Announced on the official Hulu blog earlier today, the company has surpassed more than two million Hulu Plus subscribers as of the end of March 2012. At approximately $8 a month for access to the premium level of service, Hulu collects nearly $200 million in subscription fees per year while continuing to serve advertisements to paying subscribers. In an interesting change called the “100% completion rate” rule, company officials have modified when an advertiser actually has to pay Hulu. Applied to both standard Hulu service and Hulu Plus, an advertiser doesn’t have to pay Hulu a dime if a user doesn’t completely finish watching an ad.
Within the blog post, senior VP of advertising Jean-Paul Colaco states “Hulu advertisers will not be charged unless their advertisement has been streamed through completion; in other words, an advertisement that has been 100% delivered. There will be no extra cost to Hulu advertisers for this service.”

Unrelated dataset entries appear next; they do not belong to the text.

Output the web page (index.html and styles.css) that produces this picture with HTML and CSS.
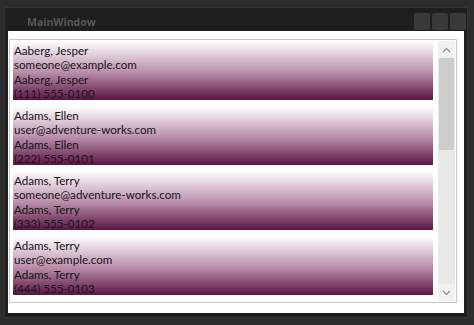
FILE: index.html
```html
<!DOCTYPE html>
<html lang="en">
<head>
    <meta charset="UTF-8">
    <title>MainWindow</title>
    <link rel="stylesheet" href="styles.css">
</head>
<body>
    <div class="window">
        <div class="titlebar">
            <span class="title">MainWindow</span>
            <div class="caption-buttons">
                <span class="cap-btn"></span>
                <span class="cap-btn"></span>
                <span class="cap-btn"></span>
            </div>
        </div>
        <div class="client">
            <div class="listbox">
                <div class="items">
                    <div class="item">
                        <div>Aaberg, Jesper</div>
                        <div>someone@example.com</div>
                        <div>Aaberg, Jesper</div>
                        <div>(111) 555-0100</div>
                    </div>
                    <div class="item">
                        <div>Adams, Ellen</div>
                        <div>user@adventure-works.com</div>
                        <div>Adams, Ellen</div>
                        <div>(222) 555-0101</div>
                    </div>
                    <div class="item">
                        <div>Adams, Terry</div>
                        <div>someone@adventure-works.com</div>
                        <div>Adams, Terry</div>
                        <div>(333) 555-0102</div>
                    </div>
                    <div class="item">
                        <div>Adams, Terry</div>
                        <div>user@example.com</div>
                        <div>Adams, Terry</div>
                        <div>(444) 555-0103</div>
                    </div>
                </div>
                <div class="scrollbar">
                    <div class="arrow">
                        <svg width="9" height="6" viewBox="0 0 9 6"><path d="M1 5 L4.5 1.5 L8 5" fill="none" stroke="#8a8a8a" stroke-width="1.2"/></svg>
                    </div>
                    <div class="track">
                        <div class="thumb"></div>
                    </div>
                    <div class="arrow">
                        <svg width="9" height="6" viewBox="0 0 9 6"><path d="M1 1 L4.5 4.5 L8 1" fill="none" stroke="#8a8a8a" stroke-width="1.2"/></svg>
                    </div>
                </div>
            </div>
        </div>
    </div>
</body>
</html>
```

FILE: styles.css
```css
* {
    margin: 0;
    padding: 0;
    box-sizing: border-box;
}

body {
    width: 474px;
    height: 325px;
    background: #2c2c2c;
    overflow: hidden;
    font-family: "Open Sans", "Noto Sans", sans-serif;
}

.window {
    margin: 7px 6px 0 4px;
    height: 311px;
    background: #1e1e1e;
    border: 1px solid #333;
    padding: 0 3px 4px 3px;
    display: flex;
    flex-direction: column;
}

.titlebar {
    height: 25px;
    display: flex;
    align-items: center;
    justify-content: space-between;
    padding-left: 19px;
}

.title {
    color: #585858;
    font-family: "Open Sans", sans-serif;
    font-weight: bold;
    font-size: 10.5px;
    margin-top: 4px;
}

.caption-buttons {
    display: flex;
    gap: 2px;
    align-self: flex-end;
    margin-bottom: 1px;
    margin-right: -2px;
}

.cap-btn {
    width: 16px;
    height: 17px;
    background: #3a3a3a;
    border-radius: 2px;
}

.client {
    flex: 1;
    background: #fff;
    padding: 8px 7px 10px 1px;
}

.listbox {
    height: 100%;
    border: 1px solid #c8c8c8;
    display: flex;
    padding: 1px 1px 1px 3px;
    overflow: hidden;
}

.items {
    flex: 1;
    overflow: hidden;
    padding-right: 5px;
}

.item {
    height: 59px;
    margin-bottom: 6px;
    padding: 3px 0 0 1px;
    font-family: Lato, sans-serif;
    font-size: 11.6px;
    line-height: 14.3px;
    color: #151515;
    background: linear-gradient(to bottom, #ffffff 0%, #b68aa6 55%, #5c1445 100%);
}

.scrollbar {
    width: 17px;
    display: flex;
    flex-direction: column;
    background: #e9e9e9;
}

.arrow {
    height: 17px;
    display: flex;
    align-items: center;
    justify-content: center;
    background: #f0f0f0;
}

.track {
    flex: 1;
}

.thumb {
    height: 92px;
    margin: 0 1px;
    background: #cdcdcd;
}
```
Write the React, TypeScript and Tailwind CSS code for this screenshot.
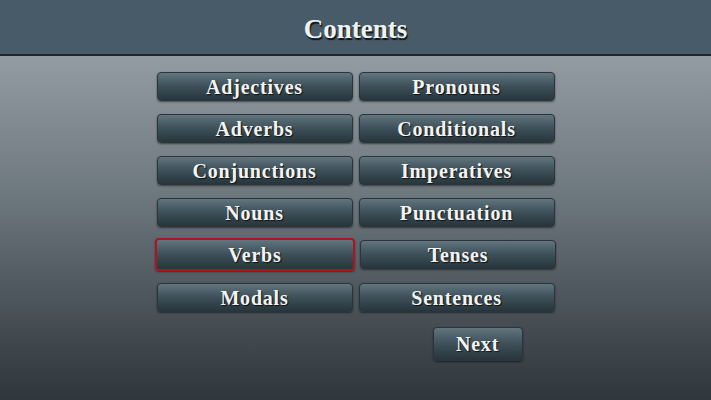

However, this strategy isn’t a particularly bold shift in policy as Hulu already requires users to watch advertisements to completion and doesn’t allow users to skip past the advertisements when watching an entire program from start to finish. In addition, Hulu management doesn’t make any specific stipulation in regards to users that mute advertisements through the Hulu interface during the pre-scheduled breaks in programming.

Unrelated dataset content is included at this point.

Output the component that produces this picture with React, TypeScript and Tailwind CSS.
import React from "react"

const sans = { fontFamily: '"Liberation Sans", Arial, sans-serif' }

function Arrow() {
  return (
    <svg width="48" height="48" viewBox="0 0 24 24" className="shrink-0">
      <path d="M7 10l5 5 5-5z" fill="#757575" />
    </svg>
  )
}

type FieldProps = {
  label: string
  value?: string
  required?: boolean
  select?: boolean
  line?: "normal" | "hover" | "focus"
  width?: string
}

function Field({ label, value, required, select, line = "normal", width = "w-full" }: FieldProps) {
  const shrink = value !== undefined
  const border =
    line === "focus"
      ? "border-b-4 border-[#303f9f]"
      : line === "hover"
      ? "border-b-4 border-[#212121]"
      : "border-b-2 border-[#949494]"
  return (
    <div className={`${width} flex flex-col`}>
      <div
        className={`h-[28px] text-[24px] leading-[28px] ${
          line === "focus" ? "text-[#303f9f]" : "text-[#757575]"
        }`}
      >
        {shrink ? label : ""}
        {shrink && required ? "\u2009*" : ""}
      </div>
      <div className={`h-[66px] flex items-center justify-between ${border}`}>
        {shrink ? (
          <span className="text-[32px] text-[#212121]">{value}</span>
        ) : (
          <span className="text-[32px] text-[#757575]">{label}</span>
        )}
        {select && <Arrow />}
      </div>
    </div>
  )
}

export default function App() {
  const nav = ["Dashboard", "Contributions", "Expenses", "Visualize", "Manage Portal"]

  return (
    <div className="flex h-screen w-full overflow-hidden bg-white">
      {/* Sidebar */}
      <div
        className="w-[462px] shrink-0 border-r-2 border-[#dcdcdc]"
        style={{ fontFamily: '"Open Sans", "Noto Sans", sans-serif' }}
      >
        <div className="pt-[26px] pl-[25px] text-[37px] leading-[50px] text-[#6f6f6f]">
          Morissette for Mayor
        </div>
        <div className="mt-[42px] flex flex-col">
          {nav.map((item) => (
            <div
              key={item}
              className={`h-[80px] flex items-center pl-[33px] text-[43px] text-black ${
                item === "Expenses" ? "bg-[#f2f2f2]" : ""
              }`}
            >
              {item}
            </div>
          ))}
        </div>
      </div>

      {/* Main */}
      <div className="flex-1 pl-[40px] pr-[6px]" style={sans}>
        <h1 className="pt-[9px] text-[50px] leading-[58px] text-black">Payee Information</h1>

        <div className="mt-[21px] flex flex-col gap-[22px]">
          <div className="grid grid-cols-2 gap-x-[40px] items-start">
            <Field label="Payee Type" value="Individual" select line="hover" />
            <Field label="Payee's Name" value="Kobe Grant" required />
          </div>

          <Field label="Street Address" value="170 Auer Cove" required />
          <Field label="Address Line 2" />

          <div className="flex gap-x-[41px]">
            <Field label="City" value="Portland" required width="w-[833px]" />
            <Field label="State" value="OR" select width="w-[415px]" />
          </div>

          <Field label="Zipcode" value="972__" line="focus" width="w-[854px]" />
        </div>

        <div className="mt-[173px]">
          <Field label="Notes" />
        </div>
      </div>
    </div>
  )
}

This new policy will help advertisers avoid paying for a partial play of an advertisement when a user exits the browser. For instance, a Hulu user that closes out the browser window or navigates away from Hulu during a commercial break won’t count. This change in company policy also helps advertisers enrolled in the Hulu Ad Swap program. This program allows a user to swap out an ad currently playing for a commercial that’s more relevant. If a user swaps out the ad currently playing within Hulu’s video interface, the advertiser won’t be charged for that partial play.
Over 2011, Hulu’s advertising and subscription revenue increased by approximately 60 percent and the company collected $420 million during the year. Since revenue is continuing to increase, Hulu plans to raise the content budget by 67 percent and invest a total of $500 million in content over 2012.
While Hulu will likely invest in more content previously broadcasted by major networks, the budget for original content will also increase. Hulu recently debuted a faux documentary, political drama called Battleground during mid-February and the show will finish up the 13-episode run during early May. There has been no announcement in regards to a second season as of yet.
Hulu is currently promoting the second season of A Day in the Life, a 22-minute episodic documentary produced by Morgan Spurlock. Each episode takes a look at 24 hours in the life of a famous person and documents that single day in their life. The second season has followed notable people such as comedian Joel McHale, chef Mario Batali and UFC fighter Jason “Mayhem” Miller. According to a New York Times interview, Spurlock had little success pitching the show to cable networks. Most networks wanted Spurlock to bring a lineup of celebrities to the table before negotiating, but management at Hulu was more receptive to the concept during the initial pitch. Later this year, Hulu will debut an unscripted travel series created by Richard Linklater called Up to Speed.